• GOAL OF THE EXERCISE:
Copy out all the lines where "this" shows up.

[A run of records]
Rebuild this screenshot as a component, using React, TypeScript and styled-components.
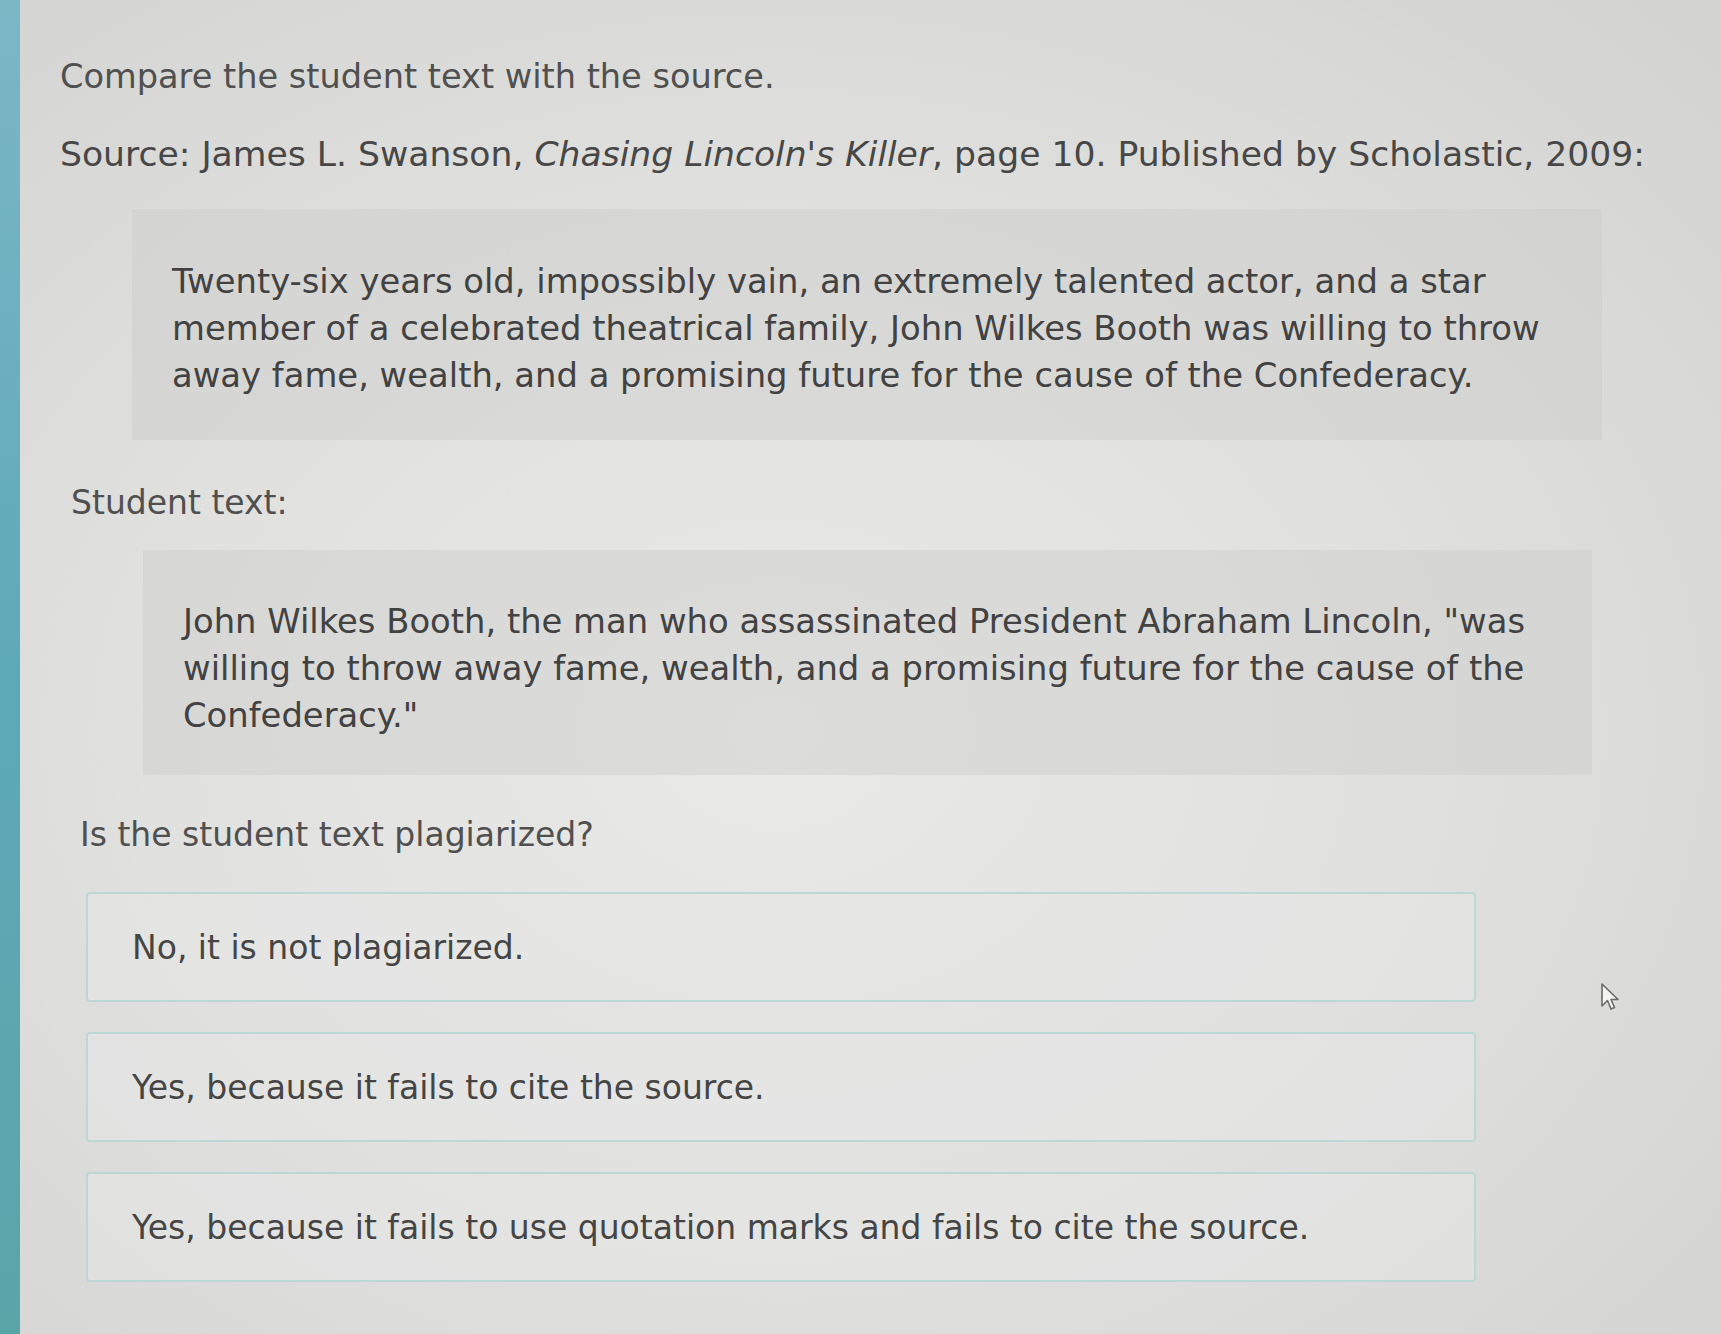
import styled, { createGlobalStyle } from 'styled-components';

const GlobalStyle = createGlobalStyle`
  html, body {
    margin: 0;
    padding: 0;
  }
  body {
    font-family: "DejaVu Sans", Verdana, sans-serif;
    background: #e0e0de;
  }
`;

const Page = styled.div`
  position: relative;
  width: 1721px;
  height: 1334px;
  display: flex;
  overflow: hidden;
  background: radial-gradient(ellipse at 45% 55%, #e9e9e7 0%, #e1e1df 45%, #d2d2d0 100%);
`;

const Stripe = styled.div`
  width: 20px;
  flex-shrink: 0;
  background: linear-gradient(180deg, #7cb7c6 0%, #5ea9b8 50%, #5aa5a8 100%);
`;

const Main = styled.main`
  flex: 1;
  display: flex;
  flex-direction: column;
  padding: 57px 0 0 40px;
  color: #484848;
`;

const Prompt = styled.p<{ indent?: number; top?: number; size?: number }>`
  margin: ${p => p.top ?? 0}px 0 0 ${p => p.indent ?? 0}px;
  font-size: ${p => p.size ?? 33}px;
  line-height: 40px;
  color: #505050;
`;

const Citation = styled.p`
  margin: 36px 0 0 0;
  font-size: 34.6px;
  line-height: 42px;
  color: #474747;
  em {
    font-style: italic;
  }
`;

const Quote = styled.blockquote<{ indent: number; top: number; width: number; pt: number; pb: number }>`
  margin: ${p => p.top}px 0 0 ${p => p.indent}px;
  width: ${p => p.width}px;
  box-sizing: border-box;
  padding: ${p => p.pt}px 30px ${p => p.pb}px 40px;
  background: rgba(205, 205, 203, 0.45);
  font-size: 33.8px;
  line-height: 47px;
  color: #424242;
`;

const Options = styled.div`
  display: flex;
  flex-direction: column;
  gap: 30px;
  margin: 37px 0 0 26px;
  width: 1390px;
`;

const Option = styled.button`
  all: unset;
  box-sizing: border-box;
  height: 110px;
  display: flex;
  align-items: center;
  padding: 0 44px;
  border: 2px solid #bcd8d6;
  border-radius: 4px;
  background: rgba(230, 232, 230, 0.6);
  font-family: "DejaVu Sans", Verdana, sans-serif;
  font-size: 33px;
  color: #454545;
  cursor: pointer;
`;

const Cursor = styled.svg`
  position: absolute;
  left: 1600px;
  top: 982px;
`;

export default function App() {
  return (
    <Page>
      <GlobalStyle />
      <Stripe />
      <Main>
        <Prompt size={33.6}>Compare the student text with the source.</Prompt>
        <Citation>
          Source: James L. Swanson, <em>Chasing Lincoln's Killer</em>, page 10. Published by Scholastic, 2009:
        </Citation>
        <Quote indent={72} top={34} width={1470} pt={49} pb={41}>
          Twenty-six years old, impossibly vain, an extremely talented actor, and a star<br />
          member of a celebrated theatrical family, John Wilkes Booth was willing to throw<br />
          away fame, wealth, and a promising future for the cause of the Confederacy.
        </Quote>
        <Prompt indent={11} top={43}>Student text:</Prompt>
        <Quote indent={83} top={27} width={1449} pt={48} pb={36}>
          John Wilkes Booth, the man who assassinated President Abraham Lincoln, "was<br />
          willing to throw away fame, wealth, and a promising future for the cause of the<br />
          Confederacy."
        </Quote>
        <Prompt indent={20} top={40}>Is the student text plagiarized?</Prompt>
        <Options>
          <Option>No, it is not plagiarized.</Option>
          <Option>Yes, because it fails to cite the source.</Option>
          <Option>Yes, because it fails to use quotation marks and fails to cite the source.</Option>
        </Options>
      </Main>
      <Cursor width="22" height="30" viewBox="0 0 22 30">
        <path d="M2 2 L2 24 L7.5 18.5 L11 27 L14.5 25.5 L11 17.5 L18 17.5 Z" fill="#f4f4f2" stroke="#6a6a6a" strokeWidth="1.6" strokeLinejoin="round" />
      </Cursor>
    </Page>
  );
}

...

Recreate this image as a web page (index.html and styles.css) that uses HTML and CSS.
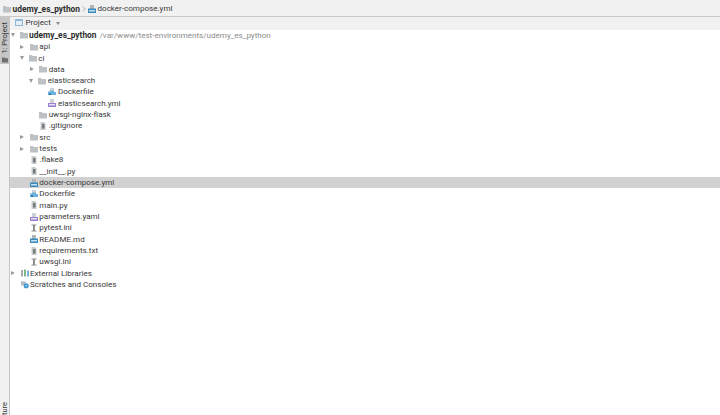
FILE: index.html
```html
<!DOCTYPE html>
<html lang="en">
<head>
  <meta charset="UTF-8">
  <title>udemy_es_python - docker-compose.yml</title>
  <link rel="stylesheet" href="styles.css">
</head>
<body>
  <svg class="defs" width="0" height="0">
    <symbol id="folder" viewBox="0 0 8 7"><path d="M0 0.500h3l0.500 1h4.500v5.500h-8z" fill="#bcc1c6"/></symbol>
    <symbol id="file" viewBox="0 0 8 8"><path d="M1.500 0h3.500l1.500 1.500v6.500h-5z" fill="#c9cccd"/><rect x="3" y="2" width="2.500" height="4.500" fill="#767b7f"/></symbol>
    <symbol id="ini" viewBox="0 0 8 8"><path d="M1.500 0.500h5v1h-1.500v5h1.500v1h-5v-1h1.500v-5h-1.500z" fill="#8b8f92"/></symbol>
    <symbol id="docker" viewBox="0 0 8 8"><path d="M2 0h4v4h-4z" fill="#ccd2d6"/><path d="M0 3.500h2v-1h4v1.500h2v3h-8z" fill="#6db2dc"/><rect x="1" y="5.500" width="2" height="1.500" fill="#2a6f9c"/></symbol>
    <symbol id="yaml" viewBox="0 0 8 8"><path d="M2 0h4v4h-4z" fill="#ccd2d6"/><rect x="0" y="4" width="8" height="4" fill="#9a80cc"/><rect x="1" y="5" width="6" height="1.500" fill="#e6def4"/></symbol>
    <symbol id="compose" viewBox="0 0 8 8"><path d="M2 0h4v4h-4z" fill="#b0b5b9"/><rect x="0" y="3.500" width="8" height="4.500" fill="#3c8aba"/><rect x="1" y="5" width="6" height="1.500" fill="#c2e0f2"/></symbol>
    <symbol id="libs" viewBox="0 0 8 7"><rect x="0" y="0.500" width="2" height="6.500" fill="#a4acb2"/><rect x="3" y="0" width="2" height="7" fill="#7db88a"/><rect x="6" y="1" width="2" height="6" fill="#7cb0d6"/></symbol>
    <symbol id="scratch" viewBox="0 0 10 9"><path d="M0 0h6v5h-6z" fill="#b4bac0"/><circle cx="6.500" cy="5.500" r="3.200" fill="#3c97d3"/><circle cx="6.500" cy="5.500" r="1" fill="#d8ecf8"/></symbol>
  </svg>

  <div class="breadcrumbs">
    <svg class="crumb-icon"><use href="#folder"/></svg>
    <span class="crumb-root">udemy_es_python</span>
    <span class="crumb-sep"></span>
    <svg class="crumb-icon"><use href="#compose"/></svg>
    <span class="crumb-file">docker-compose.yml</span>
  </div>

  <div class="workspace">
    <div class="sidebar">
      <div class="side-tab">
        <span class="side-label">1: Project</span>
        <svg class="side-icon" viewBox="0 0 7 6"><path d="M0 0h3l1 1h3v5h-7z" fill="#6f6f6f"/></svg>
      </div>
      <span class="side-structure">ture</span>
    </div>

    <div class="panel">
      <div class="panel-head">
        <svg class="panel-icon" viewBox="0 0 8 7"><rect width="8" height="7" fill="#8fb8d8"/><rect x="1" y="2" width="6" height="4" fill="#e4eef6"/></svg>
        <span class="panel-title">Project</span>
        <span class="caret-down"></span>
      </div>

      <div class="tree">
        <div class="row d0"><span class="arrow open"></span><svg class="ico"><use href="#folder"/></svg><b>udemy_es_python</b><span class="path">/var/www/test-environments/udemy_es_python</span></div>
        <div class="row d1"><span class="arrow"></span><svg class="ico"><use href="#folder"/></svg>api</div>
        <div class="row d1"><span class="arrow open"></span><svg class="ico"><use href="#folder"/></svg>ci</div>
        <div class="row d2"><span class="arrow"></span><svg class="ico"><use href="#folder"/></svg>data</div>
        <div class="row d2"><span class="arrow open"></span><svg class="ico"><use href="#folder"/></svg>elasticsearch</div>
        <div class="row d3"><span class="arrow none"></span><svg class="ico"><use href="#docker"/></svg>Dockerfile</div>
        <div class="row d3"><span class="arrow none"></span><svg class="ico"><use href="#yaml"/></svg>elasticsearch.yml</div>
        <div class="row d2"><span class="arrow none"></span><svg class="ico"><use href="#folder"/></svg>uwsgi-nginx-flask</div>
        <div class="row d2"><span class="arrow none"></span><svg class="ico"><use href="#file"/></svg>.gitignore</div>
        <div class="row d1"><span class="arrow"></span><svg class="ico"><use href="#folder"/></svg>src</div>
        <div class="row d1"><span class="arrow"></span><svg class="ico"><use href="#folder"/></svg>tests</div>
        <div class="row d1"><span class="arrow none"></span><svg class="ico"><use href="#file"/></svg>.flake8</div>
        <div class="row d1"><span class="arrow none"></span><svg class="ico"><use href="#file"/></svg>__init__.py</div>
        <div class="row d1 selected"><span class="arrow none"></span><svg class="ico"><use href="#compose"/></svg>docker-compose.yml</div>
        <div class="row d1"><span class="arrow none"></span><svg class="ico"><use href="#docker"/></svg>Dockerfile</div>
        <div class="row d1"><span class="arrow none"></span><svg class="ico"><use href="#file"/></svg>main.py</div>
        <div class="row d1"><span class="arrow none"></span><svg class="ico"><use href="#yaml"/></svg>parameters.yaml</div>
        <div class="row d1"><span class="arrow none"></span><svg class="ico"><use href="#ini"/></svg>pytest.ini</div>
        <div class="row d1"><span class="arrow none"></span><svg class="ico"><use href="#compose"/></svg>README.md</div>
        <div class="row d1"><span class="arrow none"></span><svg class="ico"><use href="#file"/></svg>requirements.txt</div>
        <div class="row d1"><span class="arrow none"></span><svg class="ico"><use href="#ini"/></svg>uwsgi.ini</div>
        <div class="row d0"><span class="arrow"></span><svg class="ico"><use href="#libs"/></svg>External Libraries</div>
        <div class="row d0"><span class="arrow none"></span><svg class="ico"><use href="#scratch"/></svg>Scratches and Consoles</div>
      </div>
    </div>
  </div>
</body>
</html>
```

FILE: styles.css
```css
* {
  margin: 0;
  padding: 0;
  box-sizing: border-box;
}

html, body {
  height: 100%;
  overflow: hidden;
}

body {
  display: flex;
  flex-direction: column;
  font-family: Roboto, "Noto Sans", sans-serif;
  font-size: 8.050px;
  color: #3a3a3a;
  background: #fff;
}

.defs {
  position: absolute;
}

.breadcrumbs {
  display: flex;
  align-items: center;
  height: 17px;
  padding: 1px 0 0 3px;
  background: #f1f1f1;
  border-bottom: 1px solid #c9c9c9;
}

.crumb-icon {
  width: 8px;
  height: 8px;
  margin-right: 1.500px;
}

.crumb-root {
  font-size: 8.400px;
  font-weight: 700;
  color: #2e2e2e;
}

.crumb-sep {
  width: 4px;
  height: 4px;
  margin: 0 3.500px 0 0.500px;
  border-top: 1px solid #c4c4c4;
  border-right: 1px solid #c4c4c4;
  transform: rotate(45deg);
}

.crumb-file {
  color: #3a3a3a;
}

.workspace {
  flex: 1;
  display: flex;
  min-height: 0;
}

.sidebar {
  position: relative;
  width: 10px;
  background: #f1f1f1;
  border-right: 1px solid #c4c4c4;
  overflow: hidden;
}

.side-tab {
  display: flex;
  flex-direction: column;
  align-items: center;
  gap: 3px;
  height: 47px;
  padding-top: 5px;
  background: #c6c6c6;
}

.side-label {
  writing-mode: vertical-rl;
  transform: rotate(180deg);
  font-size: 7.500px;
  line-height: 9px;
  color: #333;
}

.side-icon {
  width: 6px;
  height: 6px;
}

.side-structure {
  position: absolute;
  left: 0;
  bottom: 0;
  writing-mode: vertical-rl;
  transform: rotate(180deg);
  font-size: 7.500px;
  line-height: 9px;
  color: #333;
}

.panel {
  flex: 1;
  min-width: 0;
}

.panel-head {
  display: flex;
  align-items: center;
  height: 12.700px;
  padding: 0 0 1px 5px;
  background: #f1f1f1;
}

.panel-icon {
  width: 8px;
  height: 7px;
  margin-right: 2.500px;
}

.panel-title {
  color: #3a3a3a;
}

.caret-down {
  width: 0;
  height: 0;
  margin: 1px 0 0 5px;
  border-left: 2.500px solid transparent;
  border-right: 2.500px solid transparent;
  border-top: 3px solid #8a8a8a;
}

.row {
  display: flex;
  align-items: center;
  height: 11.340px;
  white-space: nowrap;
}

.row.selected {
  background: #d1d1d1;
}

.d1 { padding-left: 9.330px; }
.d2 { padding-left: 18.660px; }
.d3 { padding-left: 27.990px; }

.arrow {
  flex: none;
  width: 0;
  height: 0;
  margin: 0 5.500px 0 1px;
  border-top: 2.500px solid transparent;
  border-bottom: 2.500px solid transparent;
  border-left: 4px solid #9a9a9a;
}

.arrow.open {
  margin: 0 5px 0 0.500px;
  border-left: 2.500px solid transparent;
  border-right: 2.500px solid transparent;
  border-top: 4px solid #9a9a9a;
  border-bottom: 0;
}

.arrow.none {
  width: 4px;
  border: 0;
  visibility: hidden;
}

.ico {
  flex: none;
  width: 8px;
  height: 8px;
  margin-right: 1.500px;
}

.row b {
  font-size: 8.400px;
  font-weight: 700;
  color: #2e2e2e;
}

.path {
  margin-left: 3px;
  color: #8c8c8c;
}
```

---

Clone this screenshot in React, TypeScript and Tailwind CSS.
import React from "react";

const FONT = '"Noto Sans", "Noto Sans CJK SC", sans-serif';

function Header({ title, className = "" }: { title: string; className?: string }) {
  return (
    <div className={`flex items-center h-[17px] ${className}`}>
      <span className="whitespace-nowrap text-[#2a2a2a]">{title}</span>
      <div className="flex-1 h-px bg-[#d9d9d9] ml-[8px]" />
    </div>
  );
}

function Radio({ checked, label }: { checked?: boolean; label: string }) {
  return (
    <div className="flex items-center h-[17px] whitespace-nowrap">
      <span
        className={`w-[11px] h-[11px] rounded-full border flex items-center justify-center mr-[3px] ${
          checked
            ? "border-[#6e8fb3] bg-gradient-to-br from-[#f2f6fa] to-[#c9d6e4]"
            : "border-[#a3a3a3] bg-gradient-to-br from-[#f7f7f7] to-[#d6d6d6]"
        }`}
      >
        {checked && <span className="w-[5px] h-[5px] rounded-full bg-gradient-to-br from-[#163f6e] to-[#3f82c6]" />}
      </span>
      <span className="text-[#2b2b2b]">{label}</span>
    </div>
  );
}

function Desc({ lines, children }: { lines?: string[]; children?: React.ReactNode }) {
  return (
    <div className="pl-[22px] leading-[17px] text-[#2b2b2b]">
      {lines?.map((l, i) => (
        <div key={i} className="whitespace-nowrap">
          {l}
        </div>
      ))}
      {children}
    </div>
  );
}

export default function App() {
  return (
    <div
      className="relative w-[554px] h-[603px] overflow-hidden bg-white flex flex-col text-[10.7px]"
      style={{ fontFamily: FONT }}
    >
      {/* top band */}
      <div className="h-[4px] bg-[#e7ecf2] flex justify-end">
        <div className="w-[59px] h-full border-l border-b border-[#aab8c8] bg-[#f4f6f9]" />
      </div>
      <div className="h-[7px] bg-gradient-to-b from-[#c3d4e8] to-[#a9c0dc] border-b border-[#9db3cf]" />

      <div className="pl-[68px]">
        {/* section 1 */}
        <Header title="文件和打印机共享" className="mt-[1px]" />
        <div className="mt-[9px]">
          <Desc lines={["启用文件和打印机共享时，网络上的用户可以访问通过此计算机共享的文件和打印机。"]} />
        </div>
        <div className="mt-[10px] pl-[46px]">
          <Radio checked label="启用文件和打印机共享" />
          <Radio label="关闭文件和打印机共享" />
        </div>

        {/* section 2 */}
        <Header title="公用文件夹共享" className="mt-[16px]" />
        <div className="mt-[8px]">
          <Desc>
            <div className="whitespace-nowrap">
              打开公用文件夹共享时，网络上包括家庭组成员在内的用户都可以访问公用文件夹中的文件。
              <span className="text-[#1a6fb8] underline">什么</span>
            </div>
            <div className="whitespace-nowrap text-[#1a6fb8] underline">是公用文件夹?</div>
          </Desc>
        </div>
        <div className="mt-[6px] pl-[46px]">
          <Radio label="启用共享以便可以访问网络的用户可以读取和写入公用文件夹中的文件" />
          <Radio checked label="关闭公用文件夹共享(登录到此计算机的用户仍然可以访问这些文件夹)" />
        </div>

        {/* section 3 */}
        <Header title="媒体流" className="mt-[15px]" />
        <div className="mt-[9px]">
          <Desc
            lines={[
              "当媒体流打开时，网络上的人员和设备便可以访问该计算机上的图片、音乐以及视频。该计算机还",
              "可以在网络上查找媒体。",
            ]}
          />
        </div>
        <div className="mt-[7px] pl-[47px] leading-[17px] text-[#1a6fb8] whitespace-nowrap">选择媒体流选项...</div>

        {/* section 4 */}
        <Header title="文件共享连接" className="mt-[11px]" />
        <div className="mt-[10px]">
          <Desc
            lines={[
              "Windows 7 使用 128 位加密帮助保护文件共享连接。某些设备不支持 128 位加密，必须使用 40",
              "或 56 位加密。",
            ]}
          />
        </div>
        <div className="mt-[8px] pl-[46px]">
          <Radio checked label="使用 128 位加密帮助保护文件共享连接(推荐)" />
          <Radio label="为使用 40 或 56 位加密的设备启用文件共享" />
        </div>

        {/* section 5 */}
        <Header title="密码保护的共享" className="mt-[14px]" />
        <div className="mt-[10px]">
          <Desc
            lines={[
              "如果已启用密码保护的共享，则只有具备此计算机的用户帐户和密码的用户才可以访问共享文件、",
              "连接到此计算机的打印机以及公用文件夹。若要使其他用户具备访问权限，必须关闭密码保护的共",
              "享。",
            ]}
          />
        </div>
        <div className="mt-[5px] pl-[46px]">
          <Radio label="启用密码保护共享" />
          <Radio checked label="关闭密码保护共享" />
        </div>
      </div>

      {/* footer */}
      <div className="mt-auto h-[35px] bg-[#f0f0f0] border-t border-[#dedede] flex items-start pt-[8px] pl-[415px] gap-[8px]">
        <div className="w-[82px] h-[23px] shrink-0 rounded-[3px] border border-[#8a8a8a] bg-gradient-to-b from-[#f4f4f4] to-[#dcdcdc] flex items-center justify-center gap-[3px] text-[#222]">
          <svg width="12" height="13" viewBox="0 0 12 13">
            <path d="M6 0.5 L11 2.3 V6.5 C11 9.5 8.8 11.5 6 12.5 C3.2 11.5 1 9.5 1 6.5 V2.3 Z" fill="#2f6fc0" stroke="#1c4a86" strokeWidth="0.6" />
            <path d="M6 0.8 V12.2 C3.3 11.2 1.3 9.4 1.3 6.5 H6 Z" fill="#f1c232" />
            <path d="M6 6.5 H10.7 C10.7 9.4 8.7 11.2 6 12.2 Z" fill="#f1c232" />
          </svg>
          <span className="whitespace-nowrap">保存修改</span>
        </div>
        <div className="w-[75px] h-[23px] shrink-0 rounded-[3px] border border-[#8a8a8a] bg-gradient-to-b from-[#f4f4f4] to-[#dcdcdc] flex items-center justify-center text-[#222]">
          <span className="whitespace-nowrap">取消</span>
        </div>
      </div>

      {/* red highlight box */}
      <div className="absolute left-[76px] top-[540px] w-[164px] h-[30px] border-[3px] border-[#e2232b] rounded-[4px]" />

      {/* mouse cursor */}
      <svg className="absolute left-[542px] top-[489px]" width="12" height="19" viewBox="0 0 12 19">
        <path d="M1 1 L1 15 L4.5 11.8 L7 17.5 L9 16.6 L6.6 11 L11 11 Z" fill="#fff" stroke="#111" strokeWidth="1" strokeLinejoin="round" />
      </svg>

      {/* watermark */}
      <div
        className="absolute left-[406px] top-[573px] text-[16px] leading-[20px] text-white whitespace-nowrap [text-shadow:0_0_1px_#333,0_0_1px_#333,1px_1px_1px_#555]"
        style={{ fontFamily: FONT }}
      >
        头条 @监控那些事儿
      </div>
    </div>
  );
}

• COMPLETED EXERCISE:
Rebuild this screenshot as a component, using React, TypeScript and styled-components.
Recreate this image as a web page (index.html and styles.css) that uses HTML and CSS.
Clone this screenshot in React, TypeScript and Tailwind CSS.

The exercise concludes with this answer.